News Spirit Lake Nation leaders making an effort to repair the tribe's Social Services system

New leaders on the Spirit Lake Nation are making an effort to repair the tribe's Social Services system, after several children have been killed or injured in the last several years. Tuesday they met with state leaders to find out ways to get more funding for the social services program.

By: Adam Ladwig, WDAZ

New leaders on the Spirit Lake Nation are making an effort to repair the tribe's Social Services system, after several children have been killed or injured in the last several years. Tuesday they met with state leaders to find out ways to get more funding for the social services program.
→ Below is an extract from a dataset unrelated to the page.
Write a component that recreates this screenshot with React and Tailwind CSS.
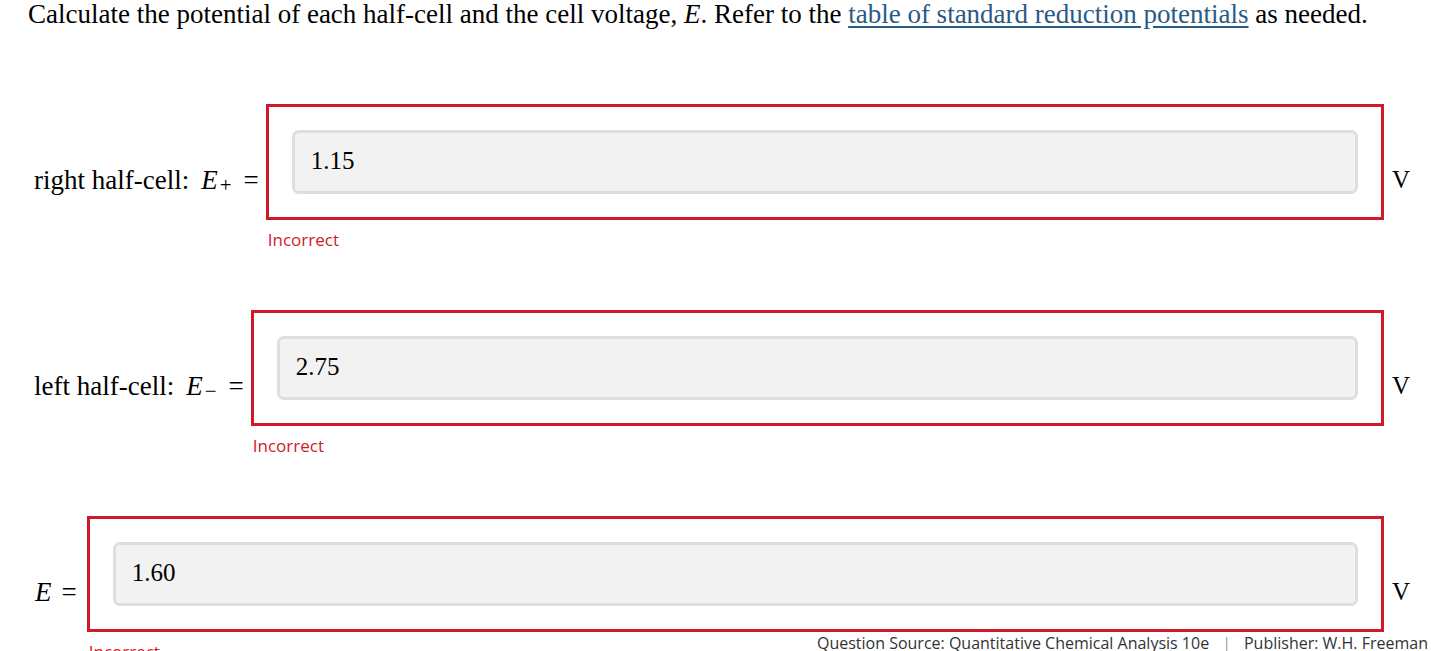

The new tribal leaders director says his top priority has been to re-build funding streams for social services programs on the reservation. Robert O'Keefe, the new social services director, took over just under two months ago. New tribal judge Jennifer Cross came on board a month earlier. They and other tribal leaders met with state officials to discuss Four-E funds, which help pay for foster care services. Shari Doe with the Department of Human Services says it's important for the state to joint tribal and federal agencies to help protect kids on the reservation.

Tribal Judge Jennifer Cross said, " One of the reasons we're here is we have a new social services director, and a new judge, and we want to make sure we're all talking the same language. The funds are very important because as many people know, raising children is very expensive, and we want to make sure the children receive their funding so they have their basic needs met."

Officials say the extra funding could result in more social workers being hired by the tribe. There are currently two tribal case workers working with foster children on the reservation. Social Services says ideally the tribe would be able to hire one more.